As babies and young kids, we rode in cars with no car seats, booster seats, or air bags. We occasionally rode in the back of pick-up trucks. Our toys included metal roller skates, hula-hoops, jacks, marbles and bikes. We put cards in the spokes to make noise, as they magically turned into motor cycles. Sometimes on Sunday we'd go to the airport to watch the airplanes takeoff. Cars had ash trays in them, and no one ever misplaced their car keys because they were always in the ignition, and the car doors were never locked. Gasoline was 18 cents per gallon and they got the windshield cleaned, oil checked, and gas pumped, without asking - all for free, every time. You didn't pay for air, plus you got S&H trading stamps to boot.
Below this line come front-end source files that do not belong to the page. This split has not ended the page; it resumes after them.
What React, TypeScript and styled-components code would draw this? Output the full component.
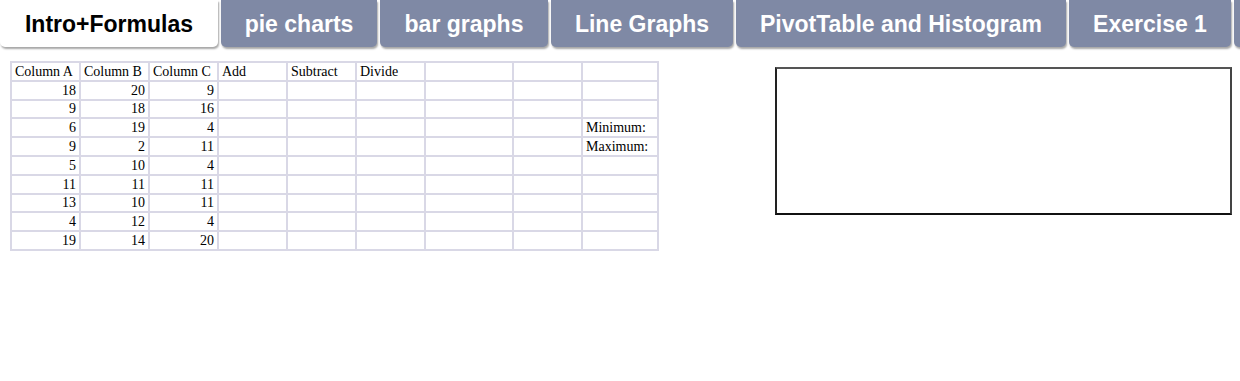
import React from "react";
import styled, { createGlobalStyle } from "styled-components";

const Global = createGlobalStyle`
  html, body { margin: 0; padding: 0; background: #fff; }
  body { width: 1240px; height: 381px; overflow: hidden; }
`;

const Page = styled.div`
  width: 1240px;
  height: 381px;
  display: flex;
  flex-direction: column;
`;

const TabBar = styled.div`
  display: flex;
  gap: 3px;
  height: 47px;
  overflow: visible;
`;

const Tab = styled.div<{ $active?: boolean; $w: number }>`
  flex: 0 0 ${(p) => p.$w}px;
  height: 47px;
  box-sizing: border-box;
  display: flex;
  align-items: center;
  justify-content: center;
  padding-top: 1px;
  font-family: "Liberation Sans", Arial, sans-serif;
  font-weight: bold;
  font-size: 23px;
  border-radius: 0 0 5px 5px;
  background: ${(p) => (p.$active ? "#ffffff" : "#7f89a5")};
  color: ${(p) => (p.$active ? "#000000" : "#ffffff")};
  box-shadow: 1px 2px 2px rgba(0, 0, 0, 0.35);
  white-space: nowrap;
`;

const Content = styled.div`
  display: flex;
  align-items: flex-start;
  padding: 14px 0 0 10px;
`;

const Sheet = styled.table`
  border-collapse: collapse;
  table-layout: fixed;
  font-family: "Liberation Serif", "Times New Roman", serif;
  font-size: 14px;
  color: #000;
  border: 2px solid #d9d8e6;
`;

const Row = styled.tr`
  height: 18.8px;
`;

const Cell = styled.td<{ $num?: boolean }>`
  border: 2px solid #d9d8e6;
  padding: 0 3px;
  line-height: 15px;
  text-align: ${(p) => (p.$num ? "right" : "left")};
  white-space: nowrap;
  overflow: hidden;
  vertical-align: middle;
`;

const ChartBox = styled.div`
  margin-left: 116px;
  margin-top: 6px;
  width: 457px;
  height: 148px;
  box-sizing: border-box;
  border: 2px solid #222;
  border-top-color: #555;
  border-right-color: #444;
  border-bottom-color: #111;
`;

const tabs = [
  { label: "Intro+Formulas", w: 218, active: true },
  { label: "pie charts", w: 156 },
  { label: "bar graphs", w: 168 },
  { label: "Line Graphs", w: 182 },
  { label: "PivotTable and Histogram", w: 330 },
  { label: "Exercise 1", w: 162 },
  { label: "", w: 40 },
];

const widths = [69, 69, 69, 69, 69, 69, 88, 69, 76];
const headers = ["Column A", "Column B", "Column C", "Add", "Subtract", "Divide", "", "", ""];
const data = [
  [18, 20, 9],
  [9, 18, 16],
  [6, 19, 4],
  [9, 2, 11],
  [5, 10, 4],
  [11, 11, 11],
  [13, 10, 11],
  [4, 12, 4],
  [19, 14, 20],
];
const side: Record<number, string> = { 2: "Minimum:", 3: "Maximum:" };

export default function App() {
  return (
    <Page>
      <Global />
      <TabBar>
        {tabs.map((t, i) => (
          <Tab key={i} $active={t.active} $w={t.w}>
            {t.label}
          </Tab>
        ))}
      </TabBar>
      <Content>
        <Sheet>
          <colgroup>
            {widths.map((w, i) => (
              <col key={i} style={{ width: w }} />
            ))}
          </colgroup>
          <tbody>
            <Row>
              {headers.map((h, i) => (
                <Cell key={i}>{h}</Cell>
              ))}
            </Row>
            {data.map((row, r) => (
              <Row key={r}>
                {row.map((v, c) => (
                  <Cell key={c} $num>
                    {v}
                  </Cell>
                ))}
                <Cell />
                <Cell />
                <Cell />
                <Cell />
                <Cell />
                <Cell>{side[r] ?? ""}</Cell>
              </Row>
            ))}
          </tbody>
        </Sheet>
        <ChartBox />
      </Content>
    </Page>
  );
}
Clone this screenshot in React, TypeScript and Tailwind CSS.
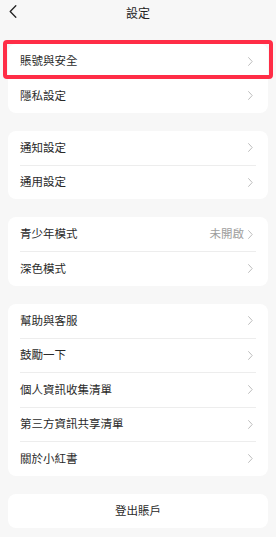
import { Fragment } from 'react'

interface Row {
  label: string
  value?: string
}

const GROUPS: Row[][] = [
  [{ label: '賬號與安全' }, { label: '隱私設定' }],
  [{ label: '通知設定' }, { label: '通用設定' }],
  [{ label: '青少年模式', value: '未開啟' }, { label: '深色模式' }],
  [
    { label: '幫助與客服' },
    { label: '鼓勵一下' },
    { label: '個人資訊收集清單' },
    { label: '第三方資訊共享清單' },
    { label: '關於小紅書' },
  ],
]

function Chevron() {
  return (
    <svg width="5" height="9" viewBox="0 0 5 9" fill="none" className="shrink-0">
      <path d="M0.6 0.6 L4.2 4.5 L0.6 8.4" stroke="#bdbdbd" strokeWidth="1" strokeLinecap="round" strokeLinejoin="round" />
    </svg>
  )
}

export default function App() {
  return (
    <div
      className="relative w-[276px] h-[537px] overflow-hidden bg-[#f7f7f7] text-[#2a2a2a]"
      style={{ fontFamily: '"Noto Sans CJK TC", "Noto Sans", sans-serif' }}
    >
      {/* Header */}
      <div className="relative h-[26px] flex items-center justify-center">
        <svg width="8" height="13" viewBox="0 0 8 13" fill="none" className="absolute left-[9px] top-[5px]">
          <path d="M6.8 0.8 L1.2 6.5 L6.8 12.2" stroke="#222222" strokeWidth="1.3" strokeLinecap="round" strokeLinejoin="round" />
        </svg>
        <span className="text-[12px] leading-none text-[#222222]">設定</span>
      </div>

      <div className="flex flex-col gap-[18px] px-2 pt-[18px]">
        {GROUPS.map((group, gi) => (
          <div key={gi} className="bg-white rounded-[8px] flex flex-col">
            {group.map((row, ri) => (
              <Fragment key={row.label}>
                {ri > 0 && <div className="mx-3 h-[0.5px] bg-[#ededed]" />}
                <div className="h-[34px] flex items-center justify-between pl-3 pr-[15px]">
                  <span className="text-[11.5px] leading-none">{row.label}</span>
                  <div className="flex items-center gap-[4px]">
                    {row.value && <span className="text-[11.5px] leading-none text-[#9e9e9e]">{row.value}</span>}
                    <Chevron />
                  </div>
                </div>
              </Fragment>
            ))}
          </div>
        ))}

        <div className="bg-white rounded-[8px] h-[34px] flex items-center justify-center">
          <span className="text-[11.5px] leading-none">登出賬戶</span>
        </div>
      </div>

      {/* highlight overlay */}
      <div className="absolute left-[3px] top-[40px] w-[270px] h-[39px] border-[4px] border-[#ff2d46] rounded-[4px] pointer-events-none" />
    </div>
  )
}
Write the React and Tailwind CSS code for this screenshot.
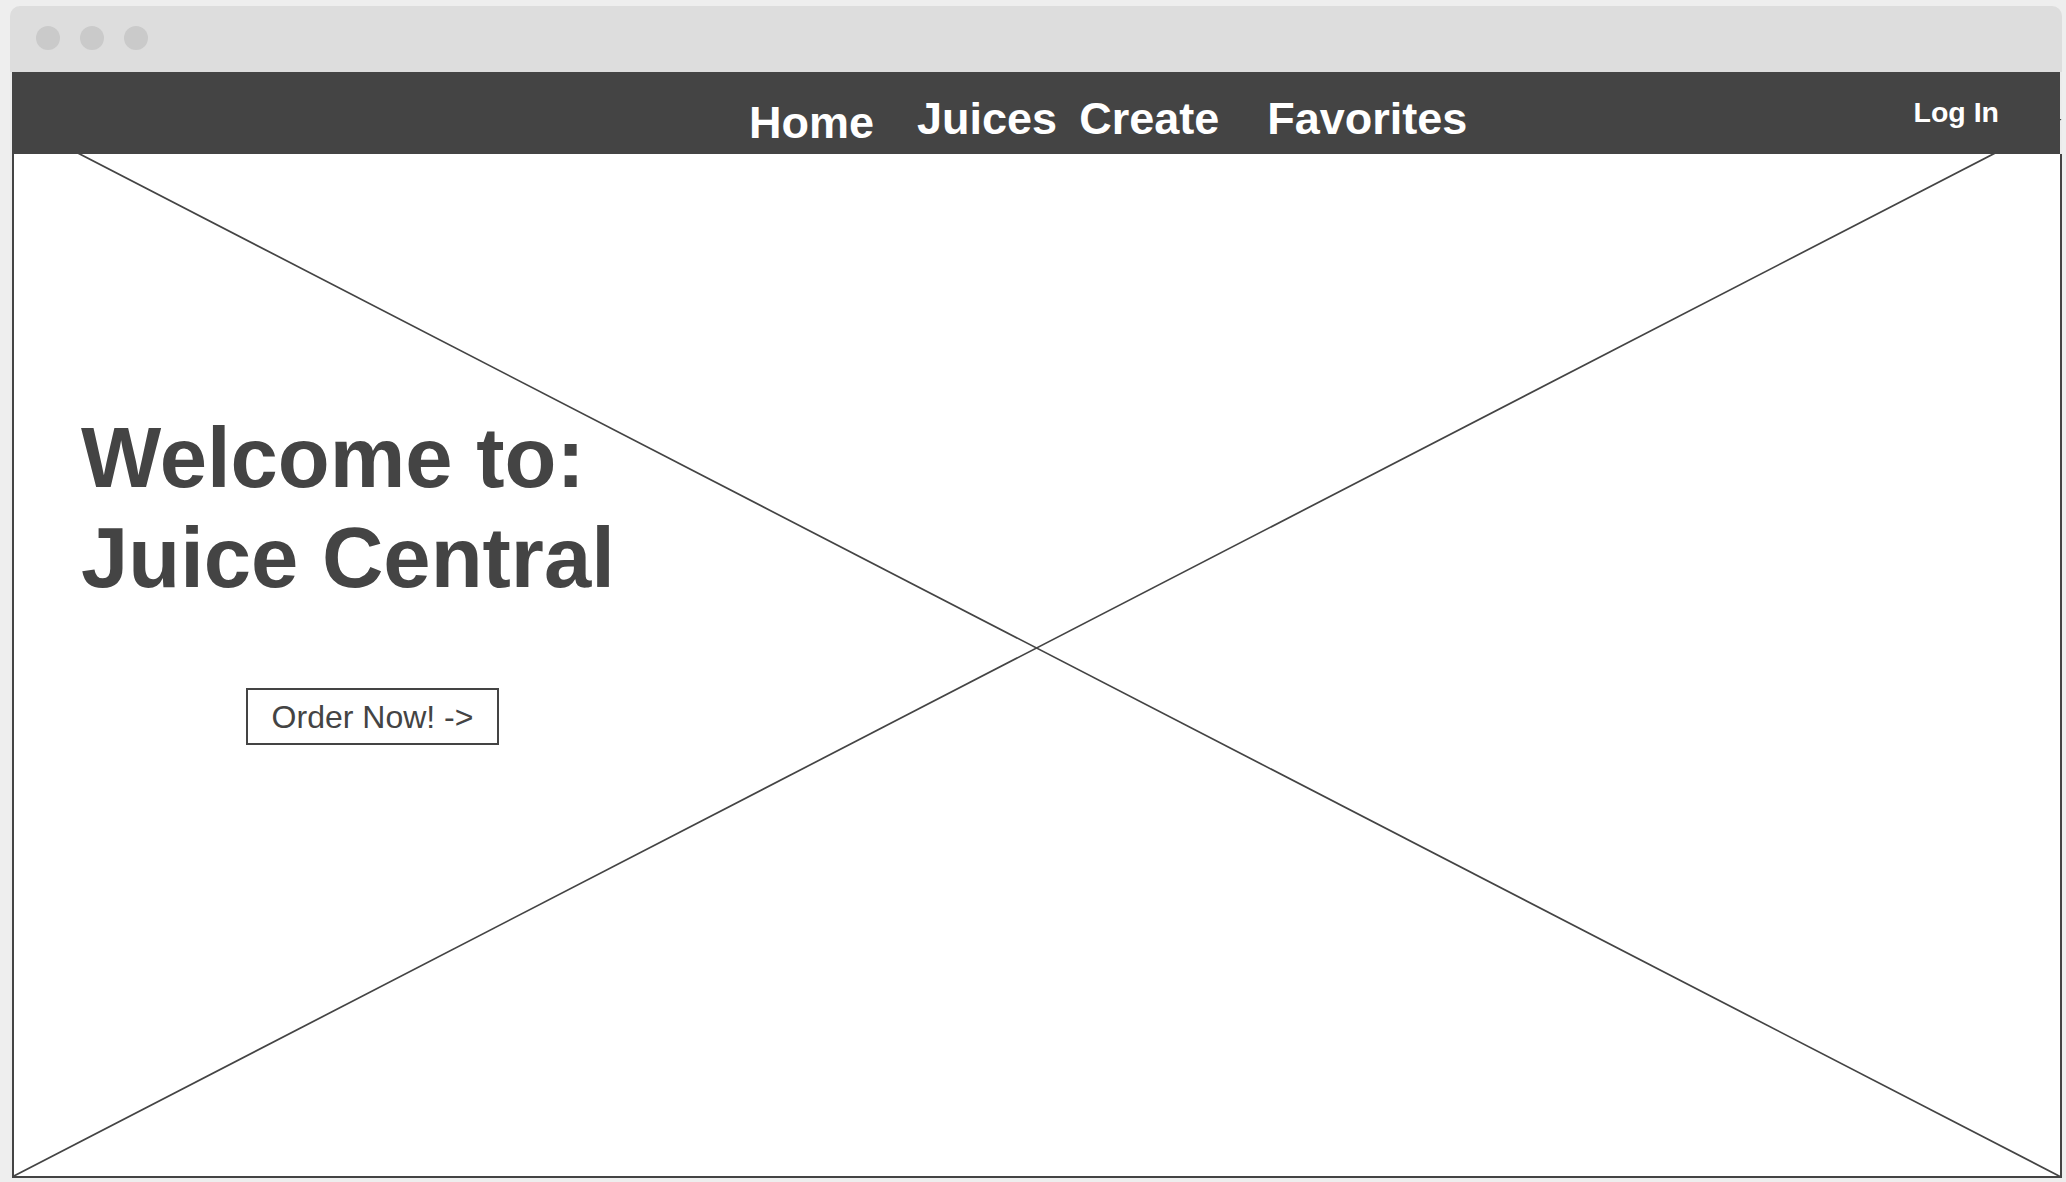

Our parents owned black and white TV sets with three channels. We didn't need cable then; everyone had an antenna outside the house. Watching TV was free, and they signed off at 11 p.m. with the Indian test pattern. Bakers delivered their goods in a white truck and came into each driveway. Milk was delivered to our homes in glass bottles with cardboard stoppers. We fell out of trees, got cut, broken bones and teeth but there were no lawsuits resulting from these accidents. Band-Aid and iodine companies made a killing off us kids. We would collect glass bottles and cash them in at the corner store. If we were short of money at the store, the clerk who knew us just "wrote it up" and we'd pay the next time we came in. We ran when we heard the ice cream truck coming, an if we wanted to go anywhere, we rode our bikes. Most of the stores closed at 6 p.m. on weeknights and 9:30 p.m. on weekends. They were closed all day on Sunday, but we survived.

We drank water from the garden hose and not from a bottle. We shared one soft drink with four friends and no one died. We were given BB guns for our 10th birthday, made up bows and arrows with sticks and rubber bands, and although we were told it would happen, we didn't put out very many eyes. Decisions were made by going "eeny-meeny-miney-moe," "race issues" meant arguing about who ran the fastest, and a quarter was a decent allowance. only girls had pierced ears, and the worst thing you could catch from the opposite sex was "cooties." When your father made a motion for his belt, you ran like hell. Your mom wore nylons that came in two pieces, and catching fireflies could happily occupy an entire evening. Water balloons were the ultimate weapon, nobody owned a purebred dog, and nearly everyone's mom was at home when kids got home from school. The idea of our parents bailing us out if we broke the law was unheard of ... they actually sided with the law! Our parents didn't invent stupid names for us like Storm, or Charisma or Blade. We could string sentences together and spell and have proper conversations because of a good, solid, three R's education. We didn't have play stations, x-boxes; no video games at all, no 150 channels on cable; no video movies or DVD's, no surround-sound or CD's; no cell phones or personal computers or internet or chat rooms ... WE HAD FRIENDS, and we went outside and found them.

Basically we were in fear for our lives, but it wasn't because of drive-by shootings, drugs, gangs, etc. Our parents and grandparents were a much bigger threat. But we survived because their love was greater than the treat.

Doesn't this feel good, just to go back and say "I remember that"? If you can remember most or all of these things, then you have really lived!!